Cash farm expenditure eased back in 2003/04 to $212,664, or $37.20/su.

Less money was spent on wages, fertiliser and shearing.

The decrease in wage costs is a reflection of the number of people employed within the new model rather than any decrease in average wage costs. The 2003/04 season saw general wage increases throughout New Zealand.

The decrease in fertiliser expenditure is due to the fact that farmers have generally completed the development that has been a feature of this model for the 2001/02 and 2002/03 seasons.

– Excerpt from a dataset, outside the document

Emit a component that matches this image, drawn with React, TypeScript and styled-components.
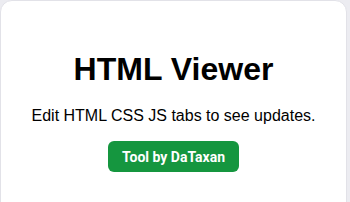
import { FC } from 'react'
import styled, { createGlobalStyle } from 'styled-components'

const GlobalStyle = createGlobalStyle`
  html, body {
    margin: 0;
    padding: 0;
    background: #ececf1;
    font-family: 'Liberation Sans', Arial, sans-serif;
  }
`

const App: FC = () => {
  return (
    <>
      <GlobalStyle />
      <Page>
        <Card>
          <Title>HTML Viewer</Title>
          <Lead>Edit HTML CSS JS tabs to see updates.</Lead>
          <Button type='button'>Tool by DaTaxan</Button>
        </Card>
      </Page>
    </>
  )
}

export default App

const Page = styled.div`
  width: 350px;
  height: 202px;
  overflow: hidden;
  padding-right: 3px;
  box-sizing: border-box;
`

const Card = styled.main`
  display: flex;
  flex-direction: column;
  align-items: center;
  height: 240px;
  box-sizing: border-box;
  padding-top: 50px;
  background: #ffffff;
  border: 1px solid #e2e2e8;
  border-radius: 12px;
  color: #000;
`

const Title = styled.h1`
  margin: 0;
  font-size: 32px;
  font-weight: 700;
  line-height: 37px;
`

const Lead = styled.p`
  margin: 19px 0 0;
  font-size: 16px;
  line-height: 18px;
`

const Button = styled.button`
  margin-top: 16px;
  height: 31px;
  padding: 0 14px;
  border: none;
  border-radius: 6px;
  background: #15963f;
  color: #ffffff;
  font-family: Roboto, 'Liberation Sans', sans-serif;
  font-size: 14px;
  font-weight: 700;
  cursor: pointer;
`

Shearing costs were decreased due to the reduction of sheep stock units caused by the amalgamation of the summer dry and summer moist models.

Net Result

The cash farm surplus eased to $101,630 or $199/ha in 2003/04, while the net trading profit eased to $90,140 or $176/ha. This is a result of the lower revenue in both the sheep and cattle accounts, as previously discussed.

Despite the strong net trading profit, the model reports a disposable deficit for the 2003/04 year of -$2,458. This is due to high principal repayments, drawings and capital purchases, consistent with previous years. This disposable deficit has been funded through new borrowing and off-farm salaries and wages.

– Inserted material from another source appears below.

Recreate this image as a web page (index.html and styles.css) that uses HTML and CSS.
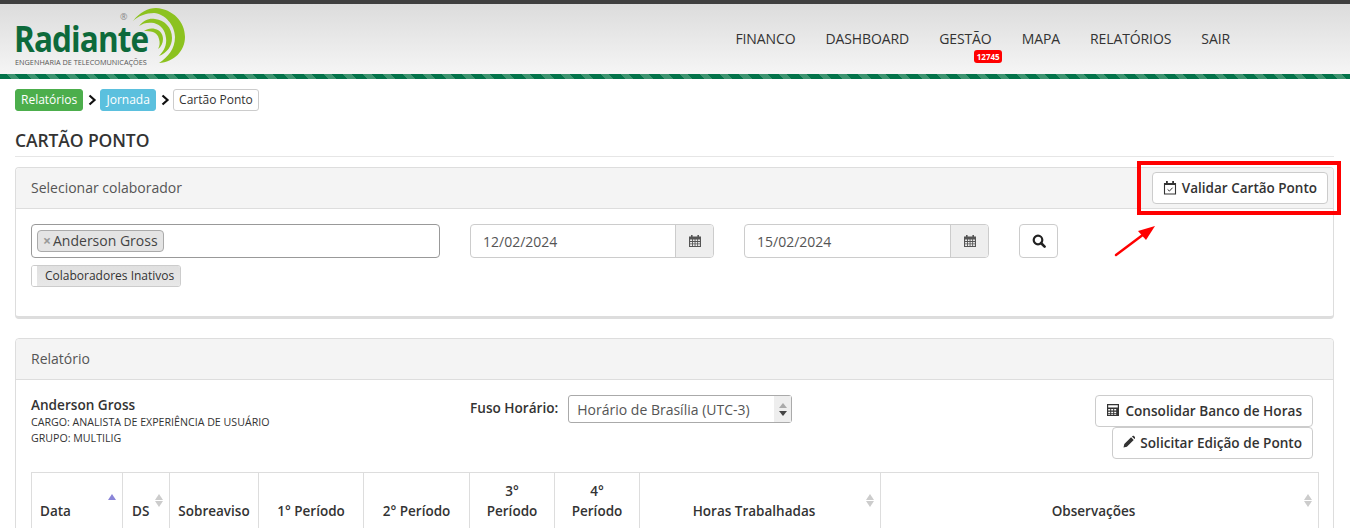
FILE: index.html
```html
<!DOCTYPE html>
<html lang="pt-BR">
<head>
  <meta charset="UTF-8" />
  <title>Cartão Ponto</title>
  <link rel="stylesheet" href="styles.css">
</head>
<body>
  <header class="topbar">
    <div class="logo">
      <span class="logo-name">Radiante</span>
      <span class="logo-sub">ENGENHARIA DE TELECOMUNICAÇÕES</span>
      <span class="logo-reg">®</span>
      <svg class="logo-arcs" viewBox="0 0 70 65" width="70" height="65">
        <path fill="#8cc21f" d="M13 16C20 7 28 3 36 3C53 4 65 17 65 32C65 46 54 57 39 58C48 52 55 44 55 32C55 20 45 9 34 8C26 8 18 11 13 16Z"/>
        <path fill="#8cc21f" d="M19 21C24 15 29 13 35 14C45 15 52 23 52 33C52 41 47 48 39 51C44 46 47 40 46 33C45 25 41 20 34 18C28 17 23 18 19 21Z"/>
        <path fill="#8cc21f" d="M24 26C27 24 31 23 35 24C40 25 43 29 43 34C43 38 41 42 38 44C40 41 40 37 39 34C38 30 36 28 33 27C30 26 27 26 24 26Z"/>
      </svg>
    </div>
    <nav class="menu">
      <a>Financo</a>
      <a>Dashboard</a>
      <a class="has-badge">Gestão<span class="badge">12745</span></a>
      <a>Mapa</a>
      <a>Relatórios</a>
      <a>Sair</a>
    </nav>
  </header>
  <div class="stripes"></div>

  <main class="content">
    <div class="crumbs">
      <span class="crumb crumb-green">Relatórios</span>
      <svg class="chev" viewBox="0 0 10 12" width="10" height="12"><path d="M2.5 1.5L7.5 6L2.5 10.5" /></svg>
      <span class="crumb crumb-blue">Jornada</span>
      <svg class="chev" viewBox="0 0 10 12" width="10" height="12"><path d="M2.5 1.5L7.5 6L2.5 10.5" /></svg>
      <span class="crumb crumb-plain">Cartão Ponto</span>
    </div>

    <h1 class="page-title">CARTÃO PONTO</h1>

    <section class="panel panel-select">
      <div class="panel-head">
        <span>Selecionar colaborador</span>
        <button class="btn btn-validate">
          <svg viewBox="0 0 14 15" width="14" height="15" class="ico"><path fill="none" stroke="#333" stroke-width="1.100" d="M1.500 3.500h11v10.500h-11z"/><path fill="#333" d="M1 3h12v2H1zM3 1h1.800v3H3zM9.200 1H11v3H9.200z"/><path fill="none" stroke="#333" d="M4.600 9.400l1.800 1.700 3.200-3.400"/></svg>
          Validar Cartão Ponto
        </button>
      </div>
      <div class="panel-body select-body">
        <div class="select-left">
          <div class="tag-input"><span class="tag"><i>×</i>Anderson Gross</span></div>
          <div class="toggle"><span class="toggle-knob"></span><span class="toggle-label">Colaboradores Inativos</span></div>
        </div>
        <div class="date-group">
          <span class="date-value">12/02/2024</span>
          <span class="date-addon"><svg viewBox="0 0 14 14" width="14" height="14"><use href="#cal"/></svg></span>
        </div>
        <div class="date-group">
          <span class="date-value">15/02/2024</span>
          <span class="date-addon"><svg viewBox="0 0 14 14" width="14" height="14"><use href="#cal"/></svg></span>
        </div>
        <button class="btn btn-search">
          <svg viewBox="0 0 14 14" width="14" height="14"><circle cx="6" cy="6" r="4.300" fill="none" stroke="#222" stroke-width="2.200"/><path d="M9 9l3.600 3.600" stroke="#222" stroke-width="2.600" stroke-linecap="round"/></svg>
        </button>
      </div>
    </section>

    <section class="panel panel-report">
      <div class="panel-head panel-head-plain"><span>Relatório</span></div>
      <div class="panel-body">
        <div class="report-top">
          <div class="person">
            <div class="person-name">Anderson Gross</div>
            <div class="person-meta">CARGO: ANALISTA DE EXPERIÊNCIA DE USUÁRIO</div>
            <div class="person-meta">GRUPO: MULTILIG</div>
          </div>
          <div class="zone">
            <span class="zone-label">Fuso Horário:</span>
            <div class="zone-select">
              <span>Horário de Brasília (UTC-3)</span>
              <span class="zone-spin"><b class="up"></b><b class="down"></b></span>
            </div>
          </div>
          <div class="report-actions">
            <button class="btn">
              <svg viewBox="0 0 14 14" width="14" height="14" class="ico"><path fill="#333" d="M1 1h12v12H1zM2.200 2.200v2.400h9.600V2.200zM2.200 6v1.600h2V6zm3 0v1.600h2V6zm3 0v1.600h2V6zm-6 2.800v1.400h2V8.800zm3 0v1.400h2V8.800zm3 0v1.400h2V8.800zm-6 2.400v.7h2v-.7zm3 0v.7h2v-.7zm3 0v.7h2v-.7z" fill-rule="evenodd"/></svg>
              Consolidar Banco de Horas
            </button>
            <button class="btn">
              <svg viewBox="1 0 12 14" width="12" height="14" class="ico"><path fill="#333" d="M1.500 12.500l.8-3.400 6.800-6.800 2.600 2.600-6.800 6.800zM9.900 1.500l.8-.6c.4-.3.900-.3 1.200 0l1.200 1.200c.3.3.3.8 0 1.200l-.6.800z"/></svg>
              Solicitar Edição de Ponto
            </button>
          </div>
        </div>

        <table class="grid">
          <thead>
            <tr>
              <th class="col-data th-left">Data<span class="sort sort-active"><b class="up"></b></span></th>
              <th class="col-ds th-left">DS<span class="sort"><b class="up"></b><b class="down"></b></span></th>
              <th class="col-sob">Sobreaviso</th>
              <th class="col-p1">1° Período</th>
              <th class="col-p2">2° Período</th>
              <th class="col-p3">3°<br>Período</th>
              <th class="col-p4">4°<br>Período</th>
              <th class="col-horas has-sort">Horas Trabalhadas<span class="sort"><b class="up"></b><b class="down"></b></span></th>
              <th class="col-obs has-sort">Observações<span class="sort"><b class="up"></b><b class="down"></b></span></th>
            </tr>
          </thead>
        </table>
      </div>
    </section>
  </main>

  <!-- destaque desenhado por cima do print -->
  <div class="callout"></div>
  <svg class="callout-arrow" viewBox="0 0 44 36" width="44" height="36">
    <path d="M2 33L30 12" stroke="#f00" stroke-width="2.400" stroke-linecap="round"/>
    <path fill="#f00" d="M41 4L24 9L32 18Z"/>
  </svg>

  <svg class="defs" width="0" height="0">
    <symbol id="cal" viewBox="0 0 14 14">
      <path fill="#555" fill-rule="evenodd" d="M1 2.400h2V1h1.600v1.400h4.800V1H11v1.400h2V13H1zM2.100 5.400v1.600h1.900V5.400zm2.800 0v1.600h1.700V5.400zm2.600 0v1.600h1.700V5.400zm2.600 0v1.600h1.800V5.400zM2.100 7.900v1.500h1.900V7.900zm2.800 0v1.500h1.700V7.900zm2.600 0v1.500h1.700V7.900zm2.600 0v1.500h1.800V7.900zM2.100 10.200v1.700h1.900v-1.700zm2.800 0v1.700h1.700v-1.700zm2.600 0v1.700h1.700v-1.700zm2.600 0v1.700h1.800v-1.700z"/>
    </symbol>
  </svg>
</body>
</html>
```

FILE: styles.css
```css
* {
  box-sizing: border-box;
}
html {
  height: 100%;
  overflow: hidden;
}
body {
  margin: 0;
  height: 100%;
  overflow: hidden;
  position: relative;
  background: #fff;
  color: #333;
  font-family: "Open Sans", sans-serif;
  font-size: 14px;
}
.topbar {
  height: 74px;
  border-top: 4px solid #3f3f3f;
  background: linear-gradient(to bottom, #dcdcdc, #f5f5f5);
  display: flex;
  align-items: center;
  justify-content: space-between;
}
.stripes {
  height: 5px;
  background: repeating-linear-gradient(45deg, #03734a 0 8px, #3d9470 8px 14px);
}
.logo {
  position: relative;
  width: 190px;
  height: 70px;
}
.logo-name {
  position: absolute;
  left: 14px;
  top: 18px;
  font-size: 35px;
  line-height: 34px;
  font-weight: 700;
  letter-spacing: -1px;
  color: #0d6a3b;
  transform: scaleX(0.9);
  transform-origin: left center;
}
.logo-sub {
  position: absolute;
  left: 15px;
  top: 53px;
  font-size: 7.300px;
  line-height: 10px;
  color: #555;
  white-space: nowrap;
}
.logo-reg {
  position: absolute;
  left: 120px;
  top: 8px;
  font-size: 9px;
  line-height: 10px;
  color: #888;
}
.logo-arcs {
  position: absolute;
  left: 120px;
  top: 1px;
}
.menu {
  display: flex;
  gap: 30px;
  padding-right: 120px;
  margin-top: -1px;
}
.menu a {
  position: relative;
  text-transform: uppercase;
  color: #333;
  font-size: 14px;
  line-height: 20px;
  letter-spacing: -0.1px;
}
.badge {
  position: absolute;
  left: 35px;
  top: 21px;
  width: 28px;
  height: 13px;
  background: #f00;
  border-radius: 3px;
  color: #fff;
  font-size: 8px;
  font-weight: 700;
  line-height: 13px;
  letter-spacing: 0;
  text-align: center;
}
.content {
  padding: 10px 16px 0 15px;
}
.crumbs {
  display: flex;
  align-items: center;
  height: 22px;
  gap: 3.500px;
}
.crumb {
  font-size: 12px;
  line-height: 20px;
  height: 22px;
  padding: 0 5px;
  border-radius: 3px;
  border: 1px solid transparent;
}
.crumb-green {
  background: #4cae4c;
  color: #fff;
  border-color: #4cae4c;
}
.crumb-blue {
  background: #5bc0de;
  color: #fff;
  border-color: #5bc0de;
  padding: 0 5.250px;
}
.crumb-plain {
  background: #fff;
  color: #333;
  border-color: #ccc;
}
.chev {
  fill: none;
  stroke: #111;
  stroke-width: 2.200;
}
.page-title {
  margin: 17px 0 0;
  padding-bottom: 3px;
  font-size: 17.500px;
  line-height: 25px;
  font-weight: 600;
  letter-spacing: -0.1px;
  color: #333;
  border-bottom: 1px solid #e6e6e6;
}
.panel {
  border: 1px solid #ddd;
  border-radius: 4px;
  background: #fff;
}
.panel-select {
  margin-top: 10px;
  height: 152px;
  border-bottom-width: 3px;
}
.panel-report {
  margin-top: 19px;
}
.panel-head {
  height: 41px;
  background: #f4f4f4;
  border-bottom: 1px solid #ddd;
  border-radius: 4px 4px 0 0;
  padding: 0 5px 1px 15px;
  display: flex;
  align-items: center;
  justify-content: space-between;
  font-size: 14px;
  color: #555;
}
.btn {
  font-family: inherit;
  font-size: 14px;
  color: #333;
  background: #fff;
  border: 1px solid #ccc;
  border-radius: 4px;
  height: 32px;
  padding: 0 10px;
  display: inline-flex;
  align-items: center;
  gap: 5px;
  white-space: nowrap;
}
.ico {
  flex: none;
}
.btn-validate {
  font-weight: 600;
  font-size: 13.500px;
}
.panel-body {
  padding: 15px;
}
.select-body {
  display: flex;
  align-items: flex-start;
}
.select-left {
  width: 409px;
  margin-right: 30px;
}
.tag-input {
  height: 34px;
  border: 1px solid #999;
  border-radius: 4px;
  padding: 5px;
}
.tag {
  display: block;
  width: fit-content;
  height: 22px;
  line-height: 20px;
  background: #e4e4e4;
  border: 1px solid #aaa;
  border-radius: 4px;
  padding: 0 5px;
  font-size: 14px;
  color: #444;
}
.tag i {
  font-style: normal;
  font-weight: 700;
  color: #999;
  margin-right: 2px;
}
.toggle {
  display: flex;
  width: fit-content;
  margin-top: 7px;
  height: 22px;
  border: 1px solid #ccc;
  border-radius: 3px;
  overflow: hidden;
}
.toggle-knob {
  width: 5px;
  background: #fff;
}
.toggle-label {
  background: linear-gradient(to bottom, #e0e0e0, #e8e8e8);
  font-size: 12px;
  line-height: 20px;
  padding: 0 6px 0 8px;
}
.date-group {
  display: flex;
  width: 244px;
  height: 34px;
  margin-right: 30px;
  border: 1px solid #ccc;
  border-radius: 4px;
  overflow: hidden;
}
.date-group + .date-group {
  width: 245px;
}
.date-value {
  flex: 1;
  padding-left: 12px;
  line-height: 33px;
  font-size: 14px;
  color: #555;
}
.date-addon {
  width: 38px;
  background: #eee;
  border-left: 1px solid #ccc;
  display: flex;
  align-items: center;
  justify-content: center;
}
.btn-search {
  width: 39px;
  height: 34px;
  padding: 0;
  justify-content: center;
}
.report-top {
  display: flex;
  align-items: flex-start;
  height: 77px;
}
.person {
  width: 439px;
}
.person-name {
  margin-top: 1px;
  font-size: 13.600px;
  line-height: 18px;
  font-weight: 600;
}
.person-meta {
  font-size: 10.650px;
  line-height: 16px;
}
.zone {
  display: flex;
  align-items: flex-start;
  gap: 10px;
}
.zone-label {
  font-weight: 600;
  font-size: 13.600px;
  line-height: 26px;
}
.zone-select {
  width: 224px;
  height: 28px;
  border: 1px solid #aaa;
  border-radius: 3px;
  padding-left: 8px;
  display: flex;
  align-items: center;
  justify-content: space-between;
  font-size: 14px;
  color: #555;
}
.zone-spin {
  width: 17px;
  height: 26px;
  background: #eee;
  display: flex;
  flex-direction: column;
  align-items: center;
  justify-content: center;
  gap: 3px;
}
.zone-spin .up {
  border-left: 4px solid transparent;
  border-right: 4px solid transparent;
  border-bottom: 5px solid #aaa;
}
.zone-spin .down {
  border-left: 4px solid transparent;
  border-right: 4px solid transparent;
  border-top: 5px solid #444;
}
.report-actions {
  margin-left: auto;
  display: flex;
  flex-direction: column;
  align-items: flex-end;
  margin-right: 5px;
}
.report-actions .btn {
  gap: 5px;
  padding-bottom: 2px;
  font-size: 13.600px;
  font-weight: 600;
}
.grid {
  width: 1288px;
  table-layout: fixed;
  border-collapse: collapse;
}
.grid th {
  position: relative;
  border: 1px solid #ddd;
  height: 76px;
  padding: 8px;
  vertical-align: top;
  line-height: 20px;
  font-size: 13.500px;
  font-weight: 600;
  text-align: center;
  color: #333;
}
.grid th:not(.col-p3):not(.col-p4) {
  padding-top: 28px;
}
.grid .th-left {
  text-align: left;
}
.grid .has-sort {
  padding-right: 20px;
}
.grid .col-ds {
  padding-left: 9px;
}
.col-data { width: 91px; }
.col-ds { width: 47px; }
.col-sob { width: 89px; }
.col-p1 { width: 105px; }
.col-p2 { width: 106px; }
.col-p3 { width: 85px; }
.col-p4 { width: 85px; }
.col-horas { width: 241px; }
.sort {
  position: absolute;
  right: 6px;
  top: 21px;
  display: flex;
  flex-direction: column;
  gap: 1px;
}
.sort .up {
  border-left: 4px solid transparent;
  border-right: 4px solid transparent;
  border-bottom: 6px solid #ccc;
}
.sort .down {
  border-left: 4px solid transparent;
  border-right: 4px solid transparent;
  border-top: 6px solid #ccc;
}
.sort-active .up {
  border-bottom-color: #8a85d8;
}
.callout {
  position: absolute;
  left: 1137px;
  top: 161px;
  width: 204px;
  height: 54px;
  border: 4px solid #f00;
}
.callout-arrow {
  position: absolute;
  left: 1114px;
  top: 222px;
}
.defs {
  position: absolute;
}
```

The lower net trading profit has flowed through to a lower economic farm surplus, at $81,459 or $159/ha. Return on capital has eased to 2.7% as a result of a lower economic farm surplus and increased farm capital due to higher land values.

Hawke's Bay/Wairarapa Hill Country Profitability Trends

Hawke's Bay/Wairarapa Hill Country Profitability Trends

2004/05 Forecast

Revenue

Gross farm revenue is forecast to increase by 4.8% to $383,870 in 2004/05. This equates to $751/ha or $66.28/su.

Cattle revenue (net of purchases) is forecast to decrease by 2.2% to $101,135. Farmers are expecting to retain more cattle so less cattle will be sold, which offsets this decline. Sale prices for R2yr steers are expected to increase by 2% and replacement store prices are expected to follow a similar trend, resulting in trading margins similar to 2003/04.

The proportion of male cattle that are steers is expected to increase over 2004/05 at the expense of bulls. This reflects an industry wide trend away from bulls to steers, due to their perceived higher sale value and ease of management.

An increased lambing percentage is the key reason behind the higher forecast sheep revenue for 2004/05. Lambing percentages are expected to increase from 126% in 2003/04 to 131% in 2004/05. This is due to better tupping weights than in 2003 and the expectation of a more typical spring with less lamb losses. The total sheep revenue is expected to be 13.8% higher than 2003/04 at $216,600.

Grazing revenue is expected to continue to trend back with 2004/05 expected to be 24.2% lower. This is due to a combination of lower grazing rates paid by dairy farmers and less dairy stock grazed to poorer dairy returns.

Wool prices are expected to be $2.75/kg, creating total wool revenue of $50,385.

Expenditure

Total cash farm expenditure is estimated to increase marginally by 2.8% to $218,644. This is an increase of $12/ha from $416/ha to $428/ha.

Areas that will increase in expenditure are wages (4%), electricity (12%), fuel (14%), grazing (20%), regrassing (14%) and rates (9%).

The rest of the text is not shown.